*EXERCISE AIM:* Give a verbatim copy of the lines below, minus the pictures.

*RECORDED INFORMATION:*

◆ ◆ ◆ ◆

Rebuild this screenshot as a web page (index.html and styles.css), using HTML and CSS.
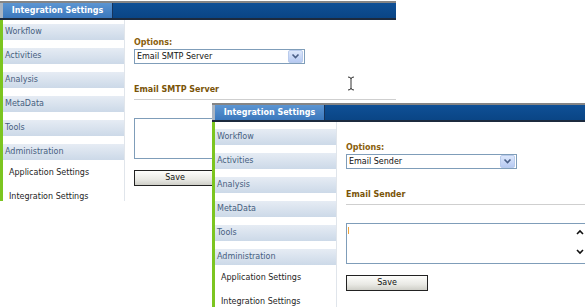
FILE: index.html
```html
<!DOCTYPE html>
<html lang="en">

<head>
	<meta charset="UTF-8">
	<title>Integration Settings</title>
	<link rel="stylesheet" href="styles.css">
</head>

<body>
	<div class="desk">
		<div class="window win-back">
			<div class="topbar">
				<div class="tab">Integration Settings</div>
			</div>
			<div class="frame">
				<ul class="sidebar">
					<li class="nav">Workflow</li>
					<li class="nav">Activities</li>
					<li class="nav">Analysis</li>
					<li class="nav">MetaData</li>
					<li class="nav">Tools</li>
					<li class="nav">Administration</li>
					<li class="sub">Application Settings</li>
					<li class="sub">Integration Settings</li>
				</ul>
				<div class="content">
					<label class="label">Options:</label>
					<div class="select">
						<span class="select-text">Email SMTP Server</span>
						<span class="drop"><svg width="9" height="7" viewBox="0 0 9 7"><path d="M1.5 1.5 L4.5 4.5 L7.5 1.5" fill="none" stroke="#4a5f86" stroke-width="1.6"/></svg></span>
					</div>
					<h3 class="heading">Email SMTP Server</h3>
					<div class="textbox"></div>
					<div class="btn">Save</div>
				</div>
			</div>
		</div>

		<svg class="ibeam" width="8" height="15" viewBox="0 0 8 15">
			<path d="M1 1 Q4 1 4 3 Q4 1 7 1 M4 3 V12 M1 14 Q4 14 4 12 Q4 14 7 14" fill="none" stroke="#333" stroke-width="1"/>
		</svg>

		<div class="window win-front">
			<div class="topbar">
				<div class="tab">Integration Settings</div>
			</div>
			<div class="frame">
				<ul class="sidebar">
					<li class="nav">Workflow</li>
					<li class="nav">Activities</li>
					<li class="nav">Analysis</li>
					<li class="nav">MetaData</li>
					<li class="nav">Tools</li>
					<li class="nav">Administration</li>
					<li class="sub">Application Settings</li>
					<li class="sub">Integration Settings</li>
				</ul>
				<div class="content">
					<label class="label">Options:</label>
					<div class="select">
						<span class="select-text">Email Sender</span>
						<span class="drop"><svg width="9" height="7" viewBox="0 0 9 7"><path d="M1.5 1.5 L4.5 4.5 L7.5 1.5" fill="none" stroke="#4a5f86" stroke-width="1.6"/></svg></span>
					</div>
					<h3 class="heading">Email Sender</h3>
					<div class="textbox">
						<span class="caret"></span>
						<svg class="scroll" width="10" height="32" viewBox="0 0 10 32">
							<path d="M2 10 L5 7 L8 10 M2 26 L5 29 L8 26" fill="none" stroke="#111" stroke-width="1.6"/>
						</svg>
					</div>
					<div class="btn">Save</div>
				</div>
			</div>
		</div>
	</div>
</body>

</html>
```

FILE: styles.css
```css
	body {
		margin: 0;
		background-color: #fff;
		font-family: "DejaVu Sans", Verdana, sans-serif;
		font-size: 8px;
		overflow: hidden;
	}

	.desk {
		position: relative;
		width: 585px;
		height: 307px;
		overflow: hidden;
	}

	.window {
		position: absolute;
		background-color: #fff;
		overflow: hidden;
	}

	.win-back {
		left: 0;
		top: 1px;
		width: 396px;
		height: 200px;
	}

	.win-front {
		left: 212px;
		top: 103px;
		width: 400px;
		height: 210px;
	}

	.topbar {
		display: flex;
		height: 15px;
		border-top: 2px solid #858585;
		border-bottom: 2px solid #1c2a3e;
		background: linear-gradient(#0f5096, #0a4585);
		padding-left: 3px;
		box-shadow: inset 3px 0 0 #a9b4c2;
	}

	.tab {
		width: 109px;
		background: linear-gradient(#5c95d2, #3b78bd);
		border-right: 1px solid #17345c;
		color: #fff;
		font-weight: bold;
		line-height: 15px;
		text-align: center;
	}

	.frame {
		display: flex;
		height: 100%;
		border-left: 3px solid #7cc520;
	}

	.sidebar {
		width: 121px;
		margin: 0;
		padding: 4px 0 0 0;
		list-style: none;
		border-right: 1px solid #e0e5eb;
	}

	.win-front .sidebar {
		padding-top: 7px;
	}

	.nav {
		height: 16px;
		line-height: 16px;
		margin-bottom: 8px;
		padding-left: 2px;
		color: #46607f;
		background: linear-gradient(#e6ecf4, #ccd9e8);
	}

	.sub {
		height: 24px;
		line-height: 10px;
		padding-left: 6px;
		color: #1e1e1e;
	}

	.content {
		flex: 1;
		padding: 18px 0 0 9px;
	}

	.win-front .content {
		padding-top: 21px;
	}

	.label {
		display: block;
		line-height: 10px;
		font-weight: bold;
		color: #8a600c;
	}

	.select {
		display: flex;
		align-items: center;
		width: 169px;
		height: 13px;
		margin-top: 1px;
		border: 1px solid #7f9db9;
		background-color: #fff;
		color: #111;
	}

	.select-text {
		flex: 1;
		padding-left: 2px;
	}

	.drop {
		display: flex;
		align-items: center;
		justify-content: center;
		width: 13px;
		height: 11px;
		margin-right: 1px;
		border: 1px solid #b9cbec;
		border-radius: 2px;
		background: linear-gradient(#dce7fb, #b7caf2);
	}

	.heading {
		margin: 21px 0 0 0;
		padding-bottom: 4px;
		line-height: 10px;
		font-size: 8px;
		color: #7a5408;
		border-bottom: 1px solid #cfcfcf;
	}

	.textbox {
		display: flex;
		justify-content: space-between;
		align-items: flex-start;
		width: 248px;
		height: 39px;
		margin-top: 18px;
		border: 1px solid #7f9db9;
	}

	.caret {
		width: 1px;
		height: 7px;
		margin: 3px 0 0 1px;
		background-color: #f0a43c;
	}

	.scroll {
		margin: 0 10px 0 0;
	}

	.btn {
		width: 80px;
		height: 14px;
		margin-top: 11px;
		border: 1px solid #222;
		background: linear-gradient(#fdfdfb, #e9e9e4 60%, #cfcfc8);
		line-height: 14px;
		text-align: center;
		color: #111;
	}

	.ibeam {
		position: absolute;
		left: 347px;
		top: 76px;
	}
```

◆ ◆ ◆ ◆

*TASK RESPONSE:*
Rebuild this screenshot as a web page (index.html and styles.css), using HTML and CSS.
FILE: index.html
```html
<!DOCTYPE html>
<html lang="en">

<head>
	<meta charset="UTF-8">
	<title>Integration Settings</title>
	<link rel="stylesheet" href="styles.css">
</head>

<body>
	<div class="desk">
		<div class="window win-back">
			<div class="topbar">
				<div class="tab">Integration Settings</div>
			</div>
			<div class="frame">
				<ul class="sidebar">
					<li class="nav">Workflow</li>
					<li class="nav">Activities</li>
					<li class="nav">Analysis</li>
					<li class="nav">MetaData</li>
					<li class="nav">Tools</li>
					<li class="nav">Administration</li>
					<li class="sub">Application Settings</li>
					<li class="sub">Integration Settings</li>
				</ul>
				<div class="content">
					<label class="label">Options:</label>
					<div class="select">
						<span class="select-text">Email SMTP Server</span>
						<span class="drop"><svg width="9" height="7" viewBox="0 0 9 7"><path d="M1.5 1.5 L4.5 4.5 L7.5 1.5" fill="none" stroke="#4a5f86" stroke-width="1.6"/></svg></span>
					</div>
					<h3 class="heading">Email SMTP Server</h3>
					<div class="textbox"></div>
					<div class="btn">Save</div>
				</div>
			</div>
		</div>

		<svg class="ibeam" width="8" height="15" viewBox="0 0 8 15">
			<path d="M1 1 Q4 1 4 3 Q4 1 7 1 M4 3 V12 M1 14 Q4 14 4 12 Q4 14 7 14" fill="none" stroke="#333" stroke-width="1"/>
		</svg>

		<div class="window win-front">
			<div class="topbar">
				<div class="tab">Integration Settings</div>
			</div>
			<div class="frame">
				<ul class="sidebar">
					<li class="nav">Workflow</li>
					<li class="nav">Activities</li>
					<li class="nav">Analysis</li>
					<li class="nav">MetaData</li>
					<li class="nav">Tools</li>
					<li class="nav">Administration</li>
					<li class="sub">Application Settings</li>
					<li class="sub">Integration Settings</li>
				</ul>
				<div class="content">
					<label class="label">Options:</label>
					<div class="select">
						<span class="select-text">Email Sender</span>
						<span class="drop"><svg width="9" height="7" viewBox="0 0 9 7"><path d="M1.5 1.5 L4.5 4.5 L7.5 1.5" fill="none" stroke="#4a5f86" stroke-width="1.6"/></svg></span>
					</div>
					<h3 class="heading">Email Sender</h3>
					<div class="textbox">
						<span class="caret"></span>
						<svg class="scroll" width="10" height="32" viewBox="0 0 10 32">
							<path d="M2 10 L5 7 L8 10 M2 26 L5 29 L8 26" fill="none" stroke="#111" stroke-width="1.6"/>
						</svg>
					</div>
					<div class="btn">Save</div>
				</div>
			</div>
		</div>
	</div>
</body>

</html>
```

FILE: styles.css
```css
	body {
		margin: 0;
		background-color: #fff;
		font-family: "DejaVu Sans", Verdana, sans-serif;
		font-size: 8px;
		overflow: hidden;
	}

	.desk {
		position: relative;
		width: 585px;
		height: 307px;
		overflow: hidden;
	}

	.window {
		position: absolute;
		background-color: #fff;
		overflow: hidden;
	}

	.win-back {
		left: 0;
		top: 1px;
		width: 396px;
		height: 200px;
	}

	.win-front {
		left: 212px;
		top: 103px;
		width: 400px;
		height: 210px;
	}

	.topbar {
		display: flex;
		height: 15px;
		border-top: 2px solid #858585;
		border-bottom: 2px solid #1c2a3e;
		background: linear-gradient(#0f5096, #0a4585);
		padding-left: 3px;
		box-shadow: inset 3px 0 0 #a9b4c2;
	}

	.tab {
		width: 109px;
		background: linear-gradient(#5c95d2, #3b78bd);
		border-right: 1px solid #17345c;
		color: #fff;
		font-weight: bold;
		line-height: 15px;
		text-align: center;
	}

	.frame {
		display: flex;
		height: 100%;
		border-left: 3px solid #7cc520;
	}

	.sidebar {
		width: 121px;
		margin: 0;
		padding: 4px 0 0 0;
		list-style: none;
		border-right: 1px solid #e0e5eb;
	}

	.win-front .sidebar {
		padding-top: 7px;
	}

	.nav {
		height: 16px;
		line-height: 16px;
		margin-bottom: 8px;
		padding-left: 2px;
		color: #46607f;
		background: linear-gradient(#e6ecf4, #ccd9e8);
	}

	.sub {
		height: 24px;
		line-height: 10px;
		padding-left: 6px;
		color: #1e1e1e;
	}

	.content {
		flex: 1;
		padding: 18px 0 0 9px;
	}

	.win-front .content {
		padding-top: 21px;
	}

	.label {
		display: block;
		line-height: 10px;
		font-weight: bold;
		color: #8a600c;
	}

	.select {
		display: flex;
		align-items: center;
		width: 169px;
		height: 13px;
		margin-top: 1px;
		border: 1px solid #7f9db9;
		background-color: #fff;
		color: #111;
	}

	.select-text {
		flex: 1;
		padding-left: 2px;
	}

	.drop {
		display: flex;
		align-items: center;
		justify-content: center;
		width: 13px;
		height: 11px;
		margin-right: 1px;
		border: 1px solid #b9cbec;
		border-radius: 2px;
		background: linear-gradient(#dce7fb, #b7caf2);
	}

	.heading {
		margin: 21px 0 0 0;
		padding-bottom: 4px;
		line-height: 10px;
		font-size: 8px;
		color: #7a5408;
		border-bottom: 1px solid #cfcfcf;
	}

	.textbox {
		display: flex;
		justify-content: space-between;
		align-items: flex-start;
		width: 248px;
		height: 39px;
		margin-top: 18px;
		border: 1px solid #7f9db9;
	}

	.caret {
		width: 1px;
		height: 7px;
		margin: 3px 0 0 1px;
		background-color: #f0a43c;
	}

	.scroll {
		margin: 0 10px 0 0;
	}

	.btn {
		width: 80px;
		height: 14px;
		margin-top: 11px;
		border: 1px solid #222;
		background: linear-gradient(#fdfdfb, #e9e9e4 60%, #cfcfc8);
		line-height: 14px;
		text-align: center;
		color: #111;
	}

	.ibeam {
		position: absolute;
		left: 347px;
		top: 76px;
	}
```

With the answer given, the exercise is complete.